--- What to do ---
For the entries that follow, state how many lines include the word "with", giving the number and nothing else.

--- Records for processing ---

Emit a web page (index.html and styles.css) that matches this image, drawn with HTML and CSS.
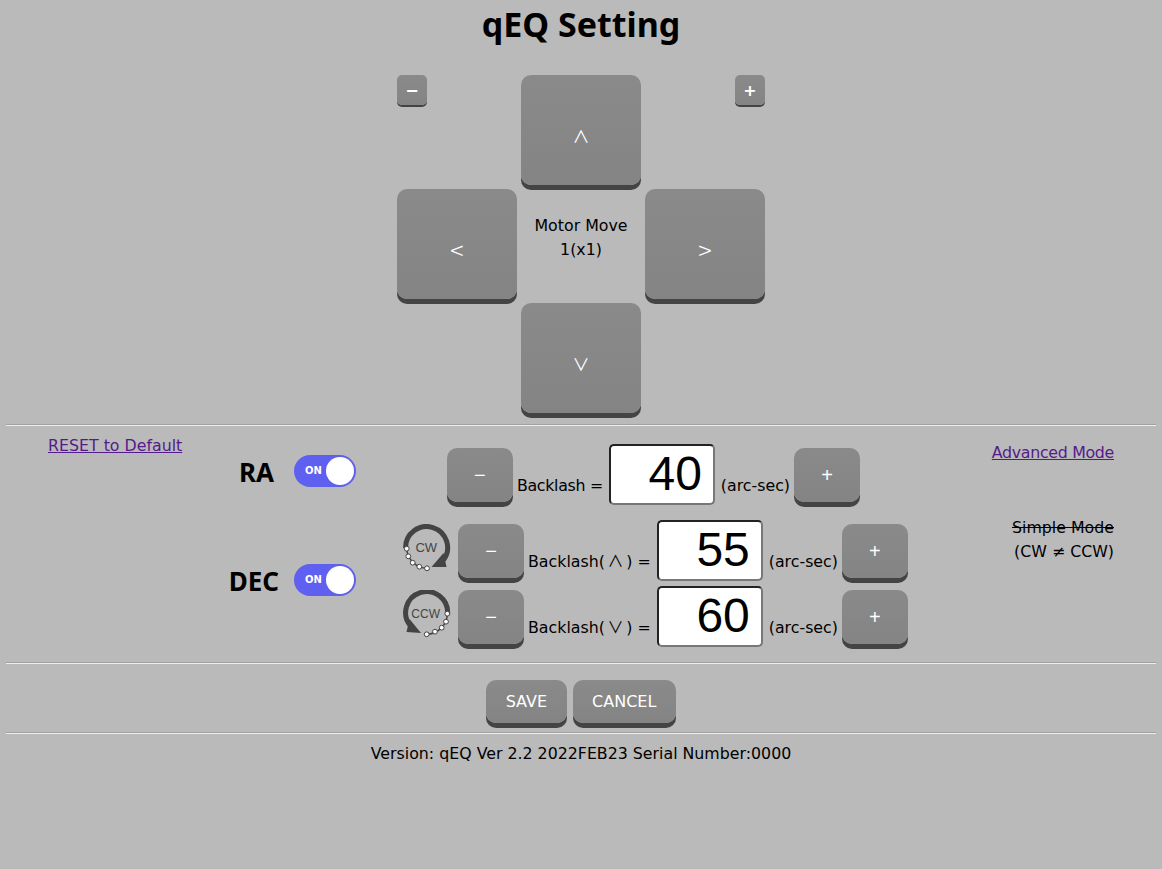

* * *

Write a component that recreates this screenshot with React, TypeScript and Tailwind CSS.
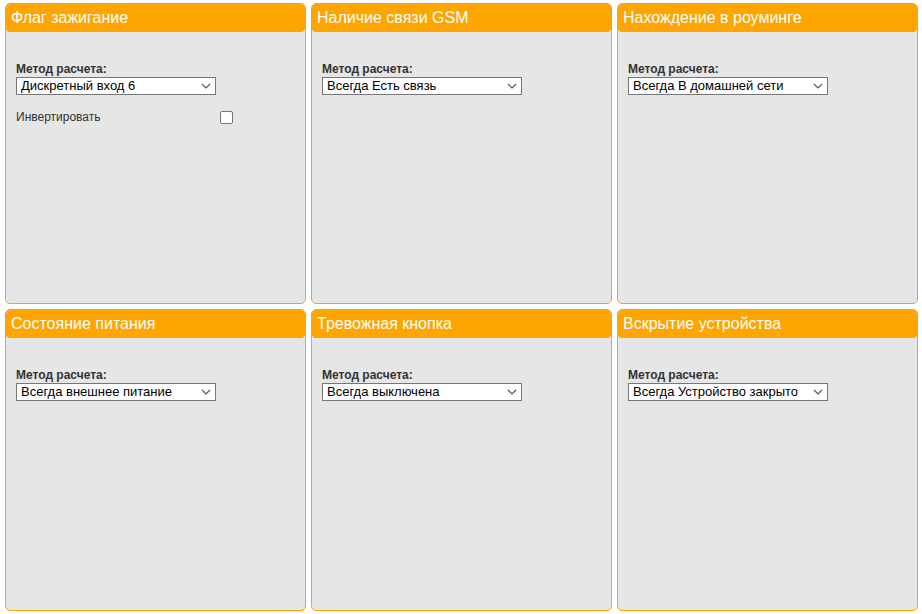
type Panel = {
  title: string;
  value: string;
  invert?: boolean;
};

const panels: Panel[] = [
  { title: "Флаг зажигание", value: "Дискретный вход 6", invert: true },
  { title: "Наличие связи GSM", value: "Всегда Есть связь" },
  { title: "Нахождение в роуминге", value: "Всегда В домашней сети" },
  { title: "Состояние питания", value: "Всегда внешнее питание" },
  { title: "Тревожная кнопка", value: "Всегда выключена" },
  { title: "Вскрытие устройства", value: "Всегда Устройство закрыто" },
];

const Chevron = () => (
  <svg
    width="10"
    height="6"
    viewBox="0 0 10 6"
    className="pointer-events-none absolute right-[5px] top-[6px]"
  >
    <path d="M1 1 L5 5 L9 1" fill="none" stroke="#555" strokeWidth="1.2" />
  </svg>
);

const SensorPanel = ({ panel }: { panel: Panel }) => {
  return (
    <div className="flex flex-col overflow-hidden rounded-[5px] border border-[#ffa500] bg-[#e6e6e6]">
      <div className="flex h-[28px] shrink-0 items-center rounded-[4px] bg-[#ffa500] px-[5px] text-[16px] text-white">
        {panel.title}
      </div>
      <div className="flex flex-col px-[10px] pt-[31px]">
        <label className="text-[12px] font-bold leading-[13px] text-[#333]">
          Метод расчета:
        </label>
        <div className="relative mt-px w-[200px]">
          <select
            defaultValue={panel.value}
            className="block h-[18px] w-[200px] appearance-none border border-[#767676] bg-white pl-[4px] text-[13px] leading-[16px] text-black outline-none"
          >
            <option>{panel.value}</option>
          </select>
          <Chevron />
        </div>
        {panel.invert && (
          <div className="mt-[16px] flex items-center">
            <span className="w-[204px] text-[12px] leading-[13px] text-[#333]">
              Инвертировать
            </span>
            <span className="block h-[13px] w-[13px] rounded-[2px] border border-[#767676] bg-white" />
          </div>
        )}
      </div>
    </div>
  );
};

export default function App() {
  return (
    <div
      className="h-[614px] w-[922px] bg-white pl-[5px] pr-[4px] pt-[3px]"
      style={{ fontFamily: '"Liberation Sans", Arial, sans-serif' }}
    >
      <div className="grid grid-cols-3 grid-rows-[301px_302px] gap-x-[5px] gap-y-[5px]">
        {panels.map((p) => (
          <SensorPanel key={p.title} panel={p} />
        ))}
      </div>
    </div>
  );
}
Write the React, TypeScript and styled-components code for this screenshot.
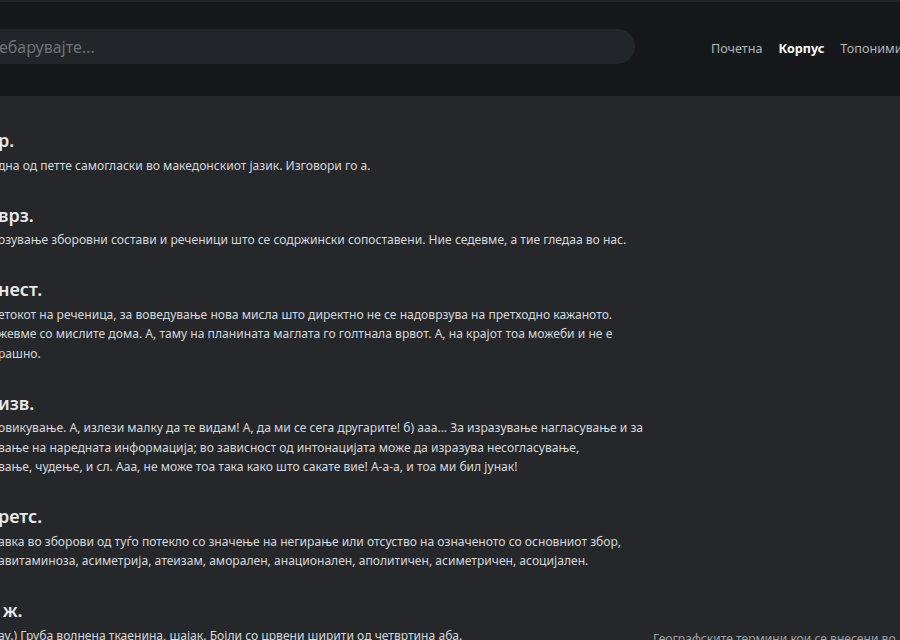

==

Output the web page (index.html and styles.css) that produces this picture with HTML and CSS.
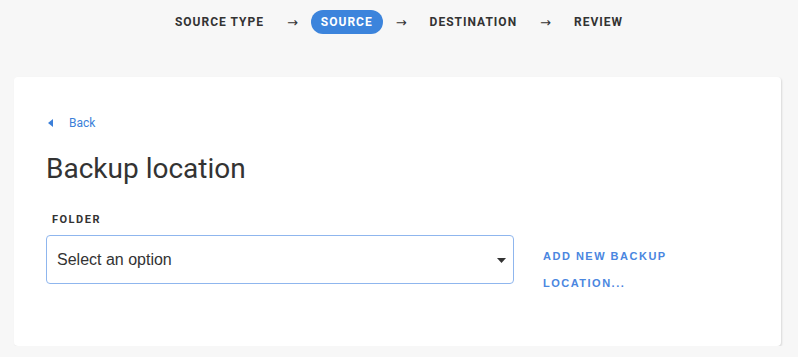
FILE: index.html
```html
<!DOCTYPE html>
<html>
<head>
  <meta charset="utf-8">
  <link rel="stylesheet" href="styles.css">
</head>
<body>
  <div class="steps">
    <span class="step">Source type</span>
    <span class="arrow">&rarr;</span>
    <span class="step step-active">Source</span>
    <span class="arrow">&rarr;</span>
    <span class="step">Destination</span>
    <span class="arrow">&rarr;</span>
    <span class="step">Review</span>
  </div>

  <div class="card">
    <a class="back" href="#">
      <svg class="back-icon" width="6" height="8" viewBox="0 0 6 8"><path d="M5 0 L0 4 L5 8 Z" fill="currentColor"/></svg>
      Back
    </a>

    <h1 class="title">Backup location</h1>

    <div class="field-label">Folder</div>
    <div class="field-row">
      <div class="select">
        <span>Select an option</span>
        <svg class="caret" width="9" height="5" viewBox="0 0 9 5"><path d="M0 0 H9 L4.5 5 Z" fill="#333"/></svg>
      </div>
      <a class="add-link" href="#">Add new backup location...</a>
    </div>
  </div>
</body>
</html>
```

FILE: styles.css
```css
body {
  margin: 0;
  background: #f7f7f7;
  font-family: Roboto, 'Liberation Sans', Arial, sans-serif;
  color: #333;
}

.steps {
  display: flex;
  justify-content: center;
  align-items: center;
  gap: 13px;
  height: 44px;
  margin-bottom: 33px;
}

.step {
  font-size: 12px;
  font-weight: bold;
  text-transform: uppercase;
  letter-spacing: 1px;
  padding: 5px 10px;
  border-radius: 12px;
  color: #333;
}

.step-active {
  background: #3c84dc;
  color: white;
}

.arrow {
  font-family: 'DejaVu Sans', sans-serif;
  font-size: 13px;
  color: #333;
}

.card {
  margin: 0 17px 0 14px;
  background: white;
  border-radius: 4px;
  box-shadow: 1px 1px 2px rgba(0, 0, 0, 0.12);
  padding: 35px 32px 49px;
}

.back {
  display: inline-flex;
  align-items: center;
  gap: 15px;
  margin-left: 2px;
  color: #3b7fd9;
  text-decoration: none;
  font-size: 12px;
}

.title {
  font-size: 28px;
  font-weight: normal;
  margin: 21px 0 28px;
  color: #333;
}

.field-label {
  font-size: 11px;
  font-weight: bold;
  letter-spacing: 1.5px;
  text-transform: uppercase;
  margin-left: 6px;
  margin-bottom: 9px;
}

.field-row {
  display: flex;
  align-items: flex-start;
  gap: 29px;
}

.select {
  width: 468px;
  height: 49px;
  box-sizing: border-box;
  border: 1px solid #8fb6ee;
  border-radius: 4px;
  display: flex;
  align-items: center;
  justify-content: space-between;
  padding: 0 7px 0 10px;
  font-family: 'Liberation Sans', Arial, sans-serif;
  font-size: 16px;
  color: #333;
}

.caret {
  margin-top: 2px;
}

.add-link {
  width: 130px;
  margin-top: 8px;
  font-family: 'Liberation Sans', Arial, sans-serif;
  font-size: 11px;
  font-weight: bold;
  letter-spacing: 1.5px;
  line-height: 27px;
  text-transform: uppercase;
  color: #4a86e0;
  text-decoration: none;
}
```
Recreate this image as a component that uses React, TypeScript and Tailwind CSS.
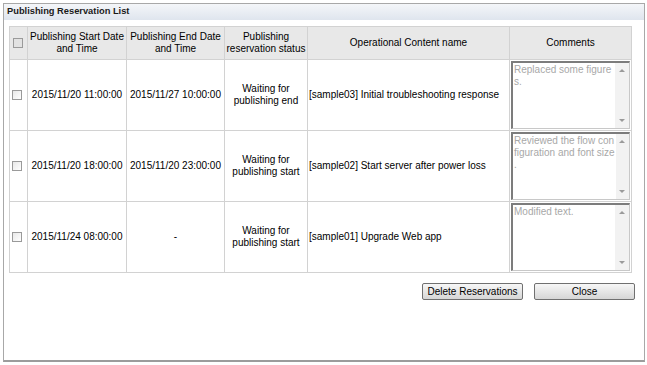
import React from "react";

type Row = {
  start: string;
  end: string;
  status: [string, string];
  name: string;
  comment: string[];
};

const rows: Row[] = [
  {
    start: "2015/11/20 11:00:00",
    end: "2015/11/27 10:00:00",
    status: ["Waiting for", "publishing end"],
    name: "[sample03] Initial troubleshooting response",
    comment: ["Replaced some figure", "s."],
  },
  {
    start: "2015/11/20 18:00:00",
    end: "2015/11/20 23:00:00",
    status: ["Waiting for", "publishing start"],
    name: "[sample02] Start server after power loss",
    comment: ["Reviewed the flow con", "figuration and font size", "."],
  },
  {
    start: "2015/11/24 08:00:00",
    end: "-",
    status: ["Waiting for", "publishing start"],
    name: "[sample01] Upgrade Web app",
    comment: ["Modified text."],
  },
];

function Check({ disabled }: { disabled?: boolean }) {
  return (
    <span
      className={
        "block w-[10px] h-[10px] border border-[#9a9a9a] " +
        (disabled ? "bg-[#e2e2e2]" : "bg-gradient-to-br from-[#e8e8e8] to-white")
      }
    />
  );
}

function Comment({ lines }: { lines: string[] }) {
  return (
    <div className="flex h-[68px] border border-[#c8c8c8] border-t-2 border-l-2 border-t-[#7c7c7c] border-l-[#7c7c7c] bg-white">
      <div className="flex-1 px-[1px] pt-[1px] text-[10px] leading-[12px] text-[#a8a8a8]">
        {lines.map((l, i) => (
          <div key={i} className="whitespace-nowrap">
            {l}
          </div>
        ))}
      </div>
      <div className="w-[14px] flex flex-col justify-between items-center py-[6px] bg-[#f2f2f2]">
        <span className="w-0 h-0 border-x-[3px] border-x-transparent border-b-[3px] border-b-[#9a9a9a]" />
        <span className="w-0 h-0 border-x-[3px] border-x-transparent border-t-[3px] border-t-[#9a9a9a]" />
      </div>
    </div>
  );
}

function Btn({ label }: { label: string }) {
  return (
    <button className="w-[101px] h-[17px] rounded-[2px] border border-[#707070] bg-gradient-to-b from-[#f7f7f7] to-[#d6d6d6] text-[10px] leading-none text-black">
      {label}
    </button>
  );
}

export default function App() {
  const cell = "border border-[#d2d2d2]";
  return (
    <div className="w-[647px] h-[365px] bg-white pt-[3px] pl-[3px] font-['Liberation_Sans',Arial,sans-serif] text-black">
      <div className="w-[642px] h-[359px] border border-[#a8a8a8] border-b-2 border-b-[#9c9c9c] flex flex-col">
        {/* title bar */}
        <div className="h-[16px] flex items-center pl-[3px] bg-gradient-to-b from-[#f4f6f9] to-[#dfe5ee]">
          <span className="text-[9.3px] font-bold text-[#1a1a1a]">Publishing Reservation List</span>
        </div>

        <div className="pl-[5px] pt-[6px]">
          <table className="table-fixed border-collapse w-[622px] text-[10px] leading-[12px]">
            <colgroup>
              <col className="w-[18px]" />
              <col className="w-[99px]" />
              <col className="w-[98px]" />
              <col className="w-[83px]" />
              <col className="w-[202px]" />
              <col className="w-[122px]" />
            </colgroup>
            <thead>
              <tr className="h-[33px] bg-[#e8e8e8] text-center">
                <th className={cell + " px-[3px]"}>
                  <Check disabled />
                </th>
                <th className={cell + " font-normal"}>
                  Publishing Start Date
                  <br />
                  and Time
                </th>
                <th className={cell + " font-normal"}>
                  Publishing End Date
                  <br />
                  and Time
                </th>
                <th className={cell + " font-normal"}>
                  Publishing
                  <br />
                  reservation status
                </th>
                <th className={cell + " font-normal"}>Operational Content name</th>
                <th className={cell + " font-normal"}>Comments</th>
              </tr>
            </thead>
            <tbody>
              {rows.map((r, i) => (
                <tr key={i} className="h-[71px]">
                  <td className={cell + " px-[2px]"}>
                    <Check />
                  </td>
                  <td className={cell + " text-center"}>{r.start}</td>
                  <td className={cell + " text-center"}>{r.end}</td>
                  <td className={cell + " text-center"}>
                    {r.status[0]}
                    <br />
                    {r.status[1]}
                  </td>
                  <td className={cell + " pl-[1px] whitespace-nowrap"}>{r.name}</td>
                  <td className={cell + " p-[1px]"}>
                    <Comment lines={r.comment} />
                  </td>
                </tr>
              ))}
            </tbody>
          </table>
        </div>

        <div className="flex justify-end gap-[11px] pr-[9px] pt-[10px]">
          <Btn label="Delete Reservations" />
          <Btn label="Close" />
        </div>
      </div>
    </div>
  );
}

--- Answer for this exercise ---
3